Michael Sayers has written more than sixty murder mysteries, as recently as one this morning, over the last two decades.  "I can blink and come up with a mystery, " he boasts, "and I use the best improv artists in the state."  All year long he takes his troupe to colleges, universities and corporations from Maine to Maryland and as far west as Ohio.  For the last fifteen years, he has been a fixture at New Jersey's Monmouth University where he continually sells out.  "We work harder and have more fun.  We enjoy it as much as the audience does.  Our plot is paper thin, as long as we have a reason to gather, a birth, wedding, birthday, Irish wake, anniversary, reading of the will.  It's like a game of 'Clue" and there are six possible endings and the audience votes.  The actors know who the victim is but they have no idea who is the killer.  It keeps everyone on their toes."

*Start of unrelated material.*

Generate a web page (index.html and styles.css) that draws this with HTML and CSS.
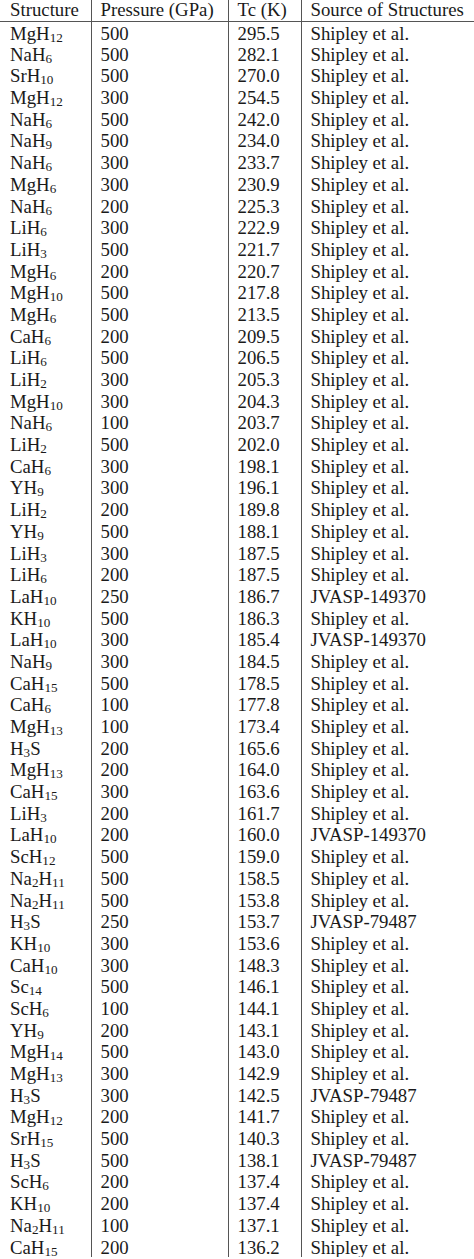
FILE: index.html
```html
<!DOCTYPE html>
<html>
<head>
<meta charset="utf-8">
<link rel="stylesheet" href="styles.css">
</head>
<body>
<table class="tbl">
<colgroup><col class="c1"><col class="c2"><col class="c3"><col class="c4"></colgroup>
<thead>
<tr><th>Structure</th><th>Pressure (GPa)</th><th>Tc (K)</th><th>Source of Structures</th></tr>
</thead>
<tbody>
<tr><td>MgH<sub>12</sub></td><td>500</td><td>295.5</td><td>Shipley et al.</td></tr>
<tr><td>NaH<sub>6</sub></td><td>500</td><td>282.1</td><td>Shipley et al.</td></tr>
<tr><td>SrH<sub>10</sub></td><td>500</td><td>270.0</td><td>Shipley et al.</td></tr>
<tr><td>MgH<sub>12</sub></td><td>300</td><td>254.5</td><td>Shipley et al.</td></tr>
<tr><td>NaH<sub>6</sub></td><td>500</td><td>242.0</td><td>Shipley et al.</td></tr>
<tr><td>NaH<sub>9</sub></td><td>500</td><td>234.0</td><td>Shipley et al.</td></tr>
<tr><td>NaH<sub>6</sub></td><td>300</td><td>233.7</td><td>Shipley et al.</td></tr>
<tr><td>MgH<sub>6</sub></td><td>300</td><td>230.9</td><td>Shipley et al.</td></tr>
<tr><td>NaH<sub>6</sub></td><td>200</td><td>225.3</td><td>Shipley et al.</td></tr>
<tr><td>LiH<sub>6</sub></td><td>300</td><td>222.9</td><td>Shipley et al.</td></tr>
<tr><td>LiH<sub>3</sub></td><td>500</td><td>221.7</td><td>Shipley et al.</td></tr>
<tr><td>MgH<sub>6</sub></td><td>200</td><td>220.7</td><td>Shipley et al.</td></tr>
<tr><td>MgH<sub>10</sub></td><td>500</td><td>217.8</td><td>Shipley et al.</td></tr>
<tr><td>MgH<sub>6</sub></td><td>500</td><td>213.5</td><td>Shipley et al.</td></tr>
<tr><td>CaH<sub>6</sub></td><td>200</td><td>209.5</td><td>Shipley et al.</td></tr>
<tr><td>LiH<sub>6</sub></td><td>500</td><td>206.5</td><td>Shipley et al.</td></tr>
<tr><td>LiH<sub>2</sub></td><td>300</td><td>205.3</td><td>Shipley et al.</td></tr>
<tr><td>MgH<sub>10</sub></td><td>300</td><td>204.3</td><td>Shipley et al.</td></tr>
<tr><td>NaH<sub>6</sub></td><td>100</td><td>203.7</td><td>Shipley et al.</td></tr>
<tr><td>LiH<sub>2</sub></td><td>500</td><td>202.0</td><td>Shipley et al.</td></tr>
<tr><td>CaH<sub>6</sub></td><td>300</td><td>198.1</td><td>Shipley et al.</td></tr>
<tr><td>YH<sub>9</sub></td><td>300</td><td>196.1</td><td>Shipley et al.</td></tr>
<tr><td>LiH<sub>2</sub></td><td>200</td><td>189.8</td><td>Shipley et al.</td></tr>
<tr><td>YH<sub>9</sub></td><td>500</td><td>188.1</td><td>Shipley et al.</td></tr>
<tr><td>LiH<sub>3</sub></td><td>300</td><td>187.5</td><td>Shipley et al.</td></tr>
<tr><td>LiH<sub>6</sub></td><td>200</td><td>187.5</td><td>Shipley et al.</td></tr>
<tr><td>LaH<sub>10</sub></td><td>250</td><td>186.7</td><td>JVASP-149370</td></tr>
<tr><td>KH<sub>10</sub></td><td>500</td><td>186.3</td><td>Shipley et al.</td></tr>
<tr><td>LaH<sub>10</sub></td><td>300</td><td>185.4</td><td>JVASP-149370</td></tr>
<tr><td>NaH<sub>9</sub></td><td>300</td><td>184.5</td><td>Shipley et al.</td></tr>
<tr><td>CaH<sub>15</sub></td><td>500</td><td>178.5</td><td>Shipley et al.</td></tr>
<tr><td>CaH<sub>6</sub></td><td>100</td><td>177.8</td><td>Shipley et al.</td></tr>
<tr><td>MgH<sub>13</sub></td><td>100</td><td>173.4</td><td>Shipley et al.</td></tr>
<tr><td>H<sub>3</sub>S</td><td>200</td><td>165.6</td><td>Shipley et al.</td></tr>
<tr><td>MgH<sub>13</sub></td><td>200</td><td>164.0</td><td>Shipley et al.</td></tr>
<tr><td>CaH<sub>15</sub></td><td>300</td><td>163.6</td><td>Shipley et al.</td></tr>
<tr><td>LiH<sub>3</sub></td><td>200</td><td>161.7</td><td>Shipley et al.</td></tr>
<tr><td>LaH<sub>10</sub></td><td>200</td><td>160.0</td><td>JVASP-149370</td></tr>
<tr><td>ScH<sub>12</sub></td><td>500</td><td>159.0</td><td>Shipley et al.</td></tr>
<tr><td>Na<sub>2</sub>H<sub>11</sub></td><td>500</td><td>158.5</td><td>Shipley et al.</td></tr>
<tr><td>Na<sub>2</sub>H<sub>11</sub></td><td>500</td><td>153.8</td><td>Shipley et al.</td></tr>
<tr><td>H<sub>3</sub>S</td><td>250</td><td>153.7</td><td>JVASP-79487</td></tr>
<tr><td>KH<sub>10</sub></td><td>300</td><td>153.6</td><td>Shipley et al.</td></tr>
<tr><td>CaH<sub>10</sub></td><td>300</td><td>148.3</td><td>Shipley et al.</td></tr>
<tr><td>Sc<sub>14</sub></td><td>500</td><td>146.1</td><td>Shipley et al.</td></tr>
<tr><td>ScH<sub>6</sub></td><td>100</td><td>144.1</td><td>Shipley et al.</td></tr>
<tr><td>YH<sub>9</sub></td><td>200</td><td>143.1</td><td>Shipley et al.</td></tr>
<tr><td>MgH<sub>14</sub></td><td>500</td><td>143.0</td><td>Shipley et al.</td></tr>
<tr><td>MgH<sub>13</sub></td><td>300</td><td>142.9</td><td>Shipley et al.</td></tr>
<tr><td>H<sub>3</sub>S</td><td>300</td><td>142.5</td><td>JVASP-79487</td></tr>
<tr><td>MgH<sub>12</sub></td><td>200</td><td>141.7</td><td>Shipley et al.</td></tr>
<tr><td>SrH<sub>15</sub></td><td>500</td><td>140.3</td><td>Shipley et al.</td></tr>
<tr><td>H<sub>3</sub>S</td><td>500</td><td>138.1</td><td>JVASP-79487</td></tr>
<tr><td>ScH<sub>6</sub></td><td>200</td><td>137.4</td><td>Shipley et al.</td></tr>
<tr><td>KH<sub>10</sub></td><td>200</td><td>137.4</td><td>Shipley et al.</td></tr>
<tr><td>Na<sub>2</sub>H<sub>11</sub></td><td>100</td><td>137.1</td><td>Shipley et al.</td></tr>
<tr><td>CaH<sub>15</sub></td><td>200</td><td>136.2</td><td>Shipley et al.</td></tr>
</tbody>
</table>
</body>
</html>
```
FILE: styles.css
```css
html, body {
  margin: 0;
  padding: 0;
  background: #ffffff;
}
body {
  font-family: "Liberation Serif", "Times New Roman", serif;
  font-size: 18.8px;
  color: #1a1a1a;
}
.tbl {
  border-collapse: collapse;
  table-layout: fixed;
  width: 474px;
}
.c1 { width: 91px; }
.c2 { width: 137px; }
.c3 { width: 73px; }
.c4 { width: 173px; }
.tbl th,
.tbl td {
  font-weight: normal;
  text-align: left;
  white-space: nowrap;
  padding: 0 0 0 9px;
  border-left: 1px solid #555;
  overflow: visible;
}
.tbl th:first-child,
.tbl td:first-child {
  border-left: none;
  padding-left: 10px;
}
.tbl thead tr {
  height: 21px;
}
.tbl thead th {
  border-bottom: 1px solid #555;
  line-height: 18px;
  padding-bottom: 1px;
  vertical-align: middle;
}
.tbl tbody tr {
  height: 21.7px;
}
.tbl tbody td {
  line-height: 16px;
  padding-top: 4px;
  vertical-align: top;
}
sub {
  font-size: 0.7em;
  vertical-align: -0.18em;
  line-height: 0;
}
```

For five years, Sayers performed on Camelot Cruises and would be happy to find another ship to sail his mysteries on in the future.  "Now You Dunnit" on Friday, August 23 will be such an evening where the audience provides suggestions as to motives, characters and victims.  "For us, it's pure comedy, " states Sayers, "and we giggle until we get there."

Spotlight one or all of these special summer events and let Consiglio's Restaurant and actor Michael Sayers entertain you with a yummy meal and a delightful night of fun.